___ Supplied material
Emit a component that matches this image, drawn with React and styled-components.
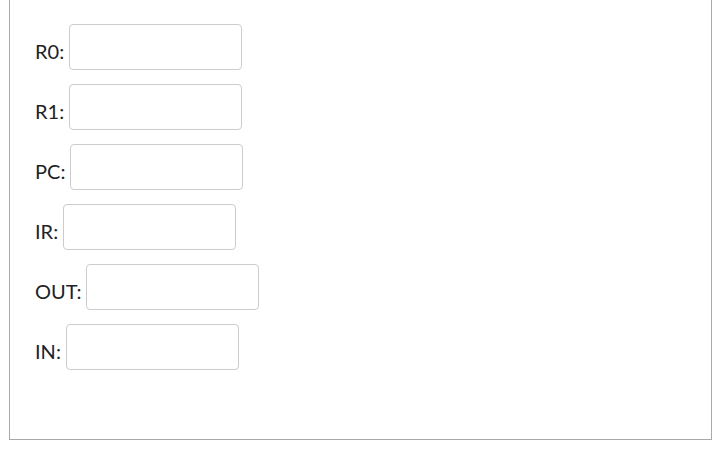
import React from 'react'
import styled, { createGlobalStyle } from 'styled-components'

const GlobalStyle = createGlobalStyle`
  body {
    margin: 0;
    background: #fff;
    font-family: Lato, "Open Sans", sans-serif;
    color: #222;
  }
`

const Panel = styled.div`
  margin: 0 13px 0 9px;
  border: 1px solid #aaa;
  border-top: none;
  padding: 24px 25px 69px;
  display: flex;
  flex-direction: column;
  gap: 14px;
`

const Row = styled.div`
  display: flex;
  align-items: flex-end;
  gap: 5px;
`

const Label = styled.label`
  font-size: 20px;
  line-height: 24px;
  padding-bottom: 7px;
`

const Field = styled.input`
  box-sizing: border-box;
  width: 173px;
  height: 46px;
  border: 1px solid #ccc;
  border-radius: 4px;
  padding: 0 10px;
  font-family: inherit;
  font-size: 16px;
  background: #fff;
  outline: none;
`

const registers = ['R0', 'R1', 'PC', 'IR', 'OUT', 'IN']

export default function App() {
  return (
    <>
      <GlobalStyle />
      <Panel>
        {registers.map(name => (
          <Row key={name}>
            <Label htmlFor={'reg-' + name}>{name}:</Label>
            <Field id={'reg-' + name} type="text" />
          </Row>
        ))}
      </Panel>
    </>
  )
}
______
___ Supplied material
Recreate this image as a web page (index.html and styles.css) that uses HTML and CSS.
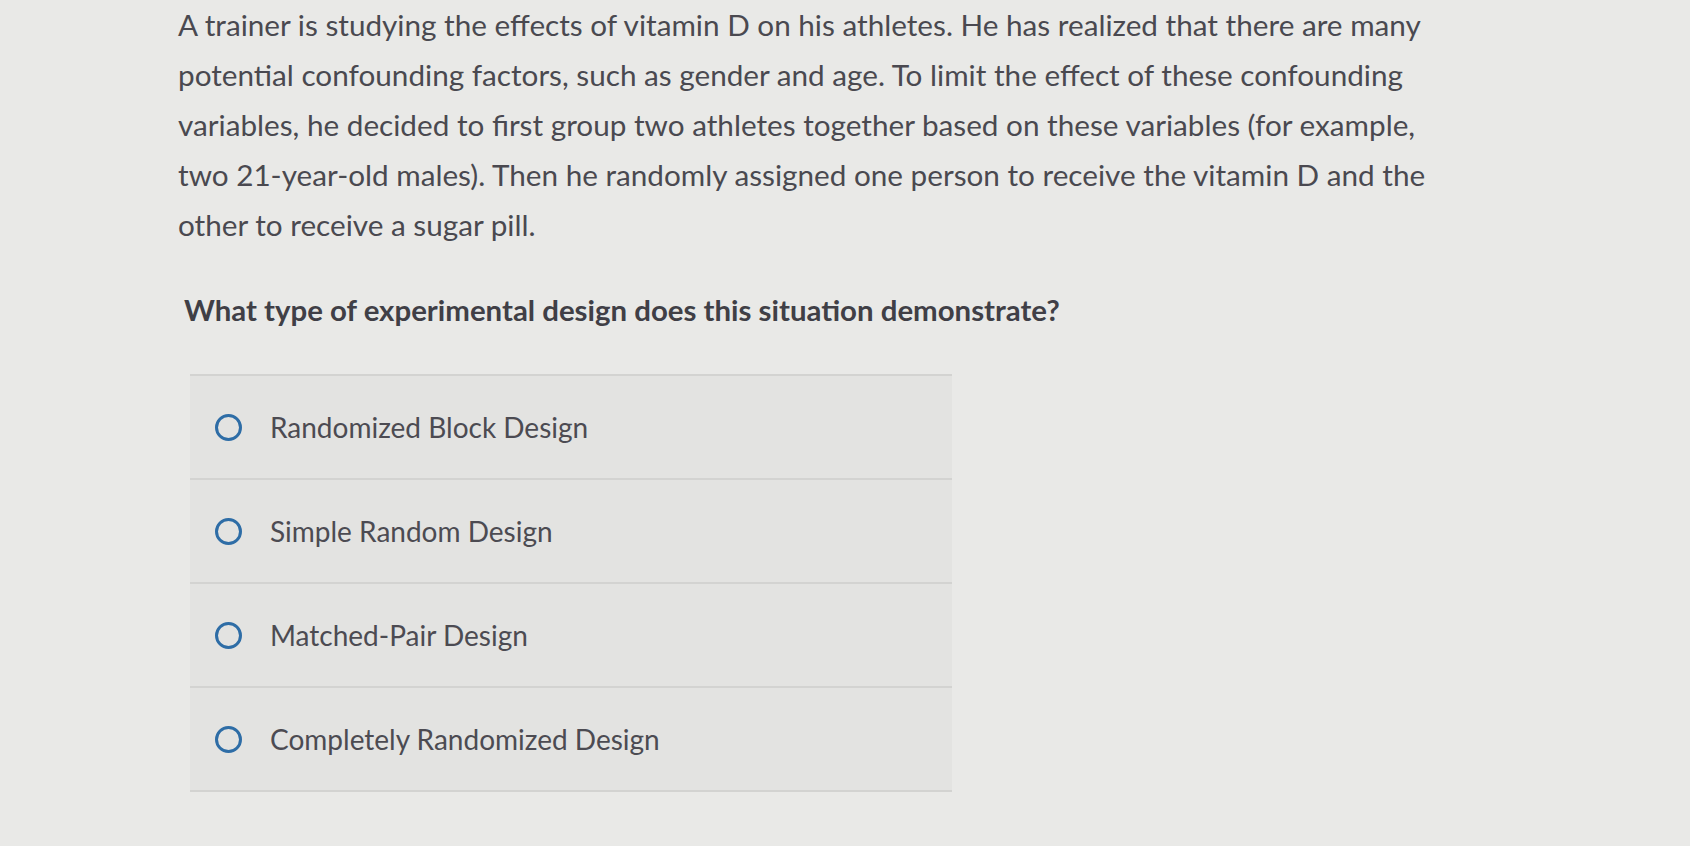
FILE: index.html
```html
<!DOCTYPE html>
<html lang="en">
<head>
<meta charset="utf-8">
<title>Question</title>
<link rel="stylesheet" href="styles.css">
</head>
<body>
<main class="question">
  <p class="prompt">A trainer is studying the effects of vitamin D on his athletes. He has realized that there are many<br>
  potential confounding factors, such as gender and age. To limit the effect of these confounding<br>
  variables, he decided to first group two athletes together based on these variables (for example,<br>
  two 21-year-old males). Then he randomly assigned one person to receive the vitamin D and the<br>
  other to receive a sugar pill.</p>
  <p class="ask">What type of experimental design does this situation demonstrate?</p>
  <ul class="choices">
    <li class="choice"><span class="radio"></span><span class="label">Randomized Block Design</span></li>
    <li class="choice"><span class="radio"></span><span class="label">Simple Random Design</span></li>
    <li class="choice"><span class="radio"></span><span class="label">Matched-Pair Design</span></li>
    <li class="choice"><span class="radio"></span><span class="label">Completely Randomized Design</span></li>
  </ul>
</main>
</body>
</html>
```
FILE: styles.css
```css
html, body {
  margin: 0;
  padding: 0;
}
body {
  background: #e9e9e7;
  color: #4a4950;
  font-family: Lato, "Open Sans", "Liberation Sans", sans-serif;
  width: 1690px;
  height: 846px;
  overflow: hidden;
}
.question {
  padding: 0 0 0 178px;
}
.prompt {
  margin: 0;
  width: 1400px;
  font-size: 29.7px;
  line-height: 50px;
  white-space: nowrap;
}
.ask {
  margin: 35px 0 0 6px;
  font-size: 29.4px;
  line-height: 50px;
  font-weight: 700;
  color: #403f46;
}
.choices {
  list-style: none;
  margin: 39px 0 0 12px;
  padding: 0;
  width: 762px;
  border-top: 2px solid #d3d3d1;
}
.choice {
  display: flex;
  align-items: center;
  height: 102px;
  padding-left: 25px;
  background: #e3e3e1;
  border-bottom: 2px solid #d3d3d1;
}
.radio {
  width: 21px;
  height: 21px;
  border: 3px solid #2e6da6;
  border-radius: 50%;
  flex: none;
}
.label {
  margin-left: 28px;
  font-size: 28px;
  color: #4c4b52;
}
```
______
• Stated goal
Look through the material and copy each line that has "this".

• Reply
Emit a component that matches this image, drawn with React and styled-components.
Recreate this image as a web page (index.html and styles.css) that uses HTML and CSS.
  <p class="ask">What type of experimental design does this situation demonstrate?</p>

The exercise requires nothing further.